7 graphiques qui montrent que l’écart des revenus conduira inévitablement à une crise sociale et politique

La semaine dernière, la Deutsche Bank a publié un rapport qui mettait la population en garde contre un ‘choc des générations’. Les personnes nées après 1980 n’accepteront plus que l’écart de prospérité continue à se creuser d’ici la fin de la décennie, dit-elle. 

La banque écrit que ‘d’ici 2030, les investisseurs, et par extension la société dans son ensemble, devront se préparer à des années compliquées, avec des problèmes climatiques, une rivalité permanente entre les États-Unis et la Chine et, surtout, des tensions intergénérationnelles’.

Dans un mémo aux clients, la société française Natixis reprend aussi ce point. La banque prévoit en effet ‘une crise sociale et politique inévitable’ qu’elle appuie par plusieurs graphiques qui reflètent les problèmes rencontrés à l’heure actuelle.

Dans les pays de l’OCDE, le capital (la richesse existante) croît plus rapidement que les salaires des travailleurs. Cela signifie que ceux qui sont déjà riches le sont de plus en plus. En revanche, les salariés ont beaucoup plus de mal à se constituer un capital.

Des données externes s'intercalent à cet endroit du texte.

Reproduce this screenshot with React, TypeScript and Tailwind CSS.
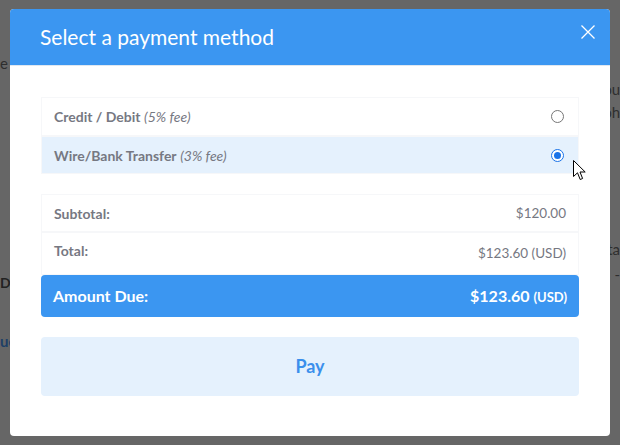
import { useState } from "react";

const methods = [
	{ id: "card", label: "Credit / Debit", fee: "(5% fee)", height: "h-[39px]" },
	{ id: "wire", label: "Wire/Bank Transfer", fee: "(3% fee)", height: "h-[38px]" },
];

function Radio({ checked }: { checked: boolean }) {
	return checked ? (
		<span className="flex h-[13px] w-[13px] items-center justify-center rounded-full border border-[#1a73e8] bg-white">
			<span className="h-[7px] w-[7px] rounded-full bg-[#1a73e8]" />
		</span>
	) : (
		<span className="h-[13px] w-[13px] rounded-full border border-[#767676] bg-white" />
	);
}

export default function App() {
	const [method, setMethod] = useState("wire");

	return (
		<div
			className="relative h-[445px] w-[620px] overflow-hidden bg-[#666666]"
			style={{ fontFamily: "Lato, 'Open Sans', sans-serif" }}
		>
			{/* Page behind the overlay */}
			<div className="flex h-full justify-between text-[15px]">
				<div className="flex flex-col pt-[52px] text-[#2e2e2e]">
					<span>e</span>
					<span className="mt-[197px] text-[14px] font-bold tracking-[-1px] text-[#222]">Di</span>
					<span className="mt-[37px] font-bold text-[#1d3f66]">ue</span>
				</div>
				<div className="flex flex-col items-end pt-[78px] text-[#2e2e2e]">
					<span>ou</span>
					<span>oh</span>
					<span className="mt-[115px]">ta</span>
					<span className="mt-[2px]">-</span>
				</div>
			</div>

			{/* Modal */}
			<div className="absolute left-[10px] top-[9px] flex h-[427px] w-[600px] flex-col overflow-hidden rounded-[4px] bg-white">
				<div className="flex h-[57px] shrink-0 items-center justify-between border-b border-[#dfe7f0] bg-[#3b96f1] pl-[30px] pr-[14px]">
					<h2 className="text-[21px] font-normal text-white">Select a payment method</h2>
					<svg width="16" height="16" viewBox="0 0 16 16" className="mb-[10px]">
						<path d="M1.5 1.5L14.5 14.5M14.5 1.5L1.5 14.5" stroke="#fff" strokeWidth="1.3" />
					</svg>
				</div>

				<div className="flex flex-1 flex-col px-[31px] pt-[31px]">
					<div className="flex flex-col">
						{methods.map((m) => {
							const selected = method === m.id;
							return (
								<button
									type="button"
									key={m.id}
									onClick={() => setMethod(m.id)}
									className={`flex ${m.height} items-center justify-between border border-[#f6f7f9] pl-[12px] pr-[14px] text-left text-[14px] ${selected ? "bg-[#e5f1fd]" : "bg-white"}`}
								>
									<span className="text-[#767882]">
										<span className="font-bold">{m.label}</span>{" "}
										<span className="italic">{m.fee}</span>
									</span>
									<Radio checked={selected} />
								</button>
							);
						})}
					</div>

					<div className="mt-[20px] flex flex-col text-[#767882]">
						<div className="flex h-[38px] items-center justify-between border border-[#f6f7f9] px-[12px]">
							<span className="text-[14px] font-bold">Subtotal:</span>
							<span className="text-[13.5px]">$120.00</span>
						</div>
						<div className="flex h-[43px] items-center justify-between border border-[#f6f7f9] px-[12px]">
							<span className="-mt-[6px] text-[14px] font-bold">Total:</span>
							<span className="text-[13.5px]">$123.60 (USD)</span>
						</div>
						<div className="flex h-[42px] items-center justify-between rounded-[4px] bg-[#3b96f1] px-[12px] font-bold text-white">
							<span className="text-[16px]">Amount Due:</span>
							<span className="text-[16px]">
								$123.60 <span className="text-[13px]">(USD)</span>
							</span>
						</div>
					</div>

					<button
						type="button"
						className="mt-[20px] h-[59px] w-full rounded-[4px] bg-[#e5f1fd] text-[18px] font-bold text-[#3b8fec]"
					>
						Pay
					</button>
				</div>
			</div>

			{/* Mouse cursor */}
			<svg
				width="13"
				height="21"
				viewBox="0 0 13 21"
				className="absolute left-[573px] top-[160px]"
			>
				<path
					d="M0.5 0.5V16.5L4.5 12.8L7.2 19.5L9.6 18.5L7 12H12.2Z"
					fill="#fff"
					stroke="#000"
					strokeWidth="1"
					strokeLinejoin="round"
				/>
			</svg>
		</div>
	);
}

Les salaires augmentent moins vite que le capital

Un premier graphique montre que le revenu réel par habitant (ligne grise) a augmenté moins rapidement que le prix des actifs (ligne violette = immobilier + obligations + actions).

On voit ensuite que les prix de l’immobilier ne cessent d’augmenter…

Les jeunes familles éprouvent donc de plus en plus de difficultés à acheter leur propre maison. Ils gagnent de moins en moins, alors qu’une maison coûte de plus en plus cher.

…tout comme les prix des actions…

Ainsi, quiconque entre en bourse aujourd’hui paie également une taxe supplémentaire. Cela se fait sous la forme d’un prix beaucoup trop élevé.

Comme les salaires augmentent moins vite que le PIB, les bénéfices des entreprises augmentent, ce qui fait monter le prix des actions. En cas de crise, les entreprises peuvent rapidement rétablir leurs bénéfices (voir graphique ci-dessous). Mais cela se fait souvent au détriment des salaires des travailleurs. Par exemple, le vide apparu pendant la crise financière a souvent été comblé par la ‘gig-économie’.

En outre, les salariés ayant le statut d’indépendant gagnent non seulement moins, mais sont également moins protégés. Le problème de l’Uber et d’autres géants de la sous-économie en est probablement la meilleure illustration. 

Une étude récente confirme que si les employés américains étaient payés de la même manière que dans les années 1970, ils gagneraient aujourd’hui 92.000 dollars par an, au lieu des 50.000 dollars qu’ils emportent aujourd’hui chez eux.

Le ‘Capitalisme au XXIe siècle’ de Piketty

La thèse (2014) a été formulée par  l’économiste français Thomas Piketty :

French economist Thomas Piketty is on display at the American Bookstore in The Hague, The Netherlands, 04 November 2014. EPA/MARTIJN BEEKMAN

Ce dernier explique que ‘depuis le début du capitalisme libéral, le rendement du capital a toujours dépassé la croissance économique. En conséquence, les propriétaires du capital (les riches) se sont enrichis plus rapidement que ceux qui dépendaient du travail pour leurs revenus (car les salaires n’augmentent qu’avec la croissance économique, ce qui stimule la demande)’.

Piketty conclut que ‘le capitalisme n’est pas un système dans lequel chacun a sa chance, mais un système qui concentre naturellement la richesse entre les héritiers d’une petite aristocratie financière’.

Covid-19

La crise sanitaire a exacerbé cette situation, car…

Les salaires baissent…

…alors que le chômage augmente

La politique monétaire de plus en plus expansionniste des banques centrales contribue également au problème. Parce que cela ne fait qu’augmenter le prix des biens immobiliers et des actions.

La banque commerciale française conclut que cet écart deviendra insoutenable à long terme. C’est pourquoi les changements sociaux et politiques deviennent inévitables.

Cela peut se produire de trois façons :

  1. La répartition des revenus devrait mieux récompenser les salariés. Cela permettrait également de résoudre le problème de l’inflation. Ceux qui gagnent plus peuvent aussi dépenser plus, ce qui augmente la demande et fait monter les prix.
  2. Les banques centrales doivent mieux contrôler la masse monétaire, ce qui permettrait de stabiliser le prix des actifs. À long terme, cela devrait également profiter au taux d’intérêt. Lorsque l’argent reprend de la valeur, le taux d’intérêt augmente.
  3. Si aucune des solutions ci-dessus n’est réalisable, parce que les employeurs sont trop puissants et que les banques centrales veulent éviter une crise de la dette, seule une taxe sur le capital (plus élevée) reste possible.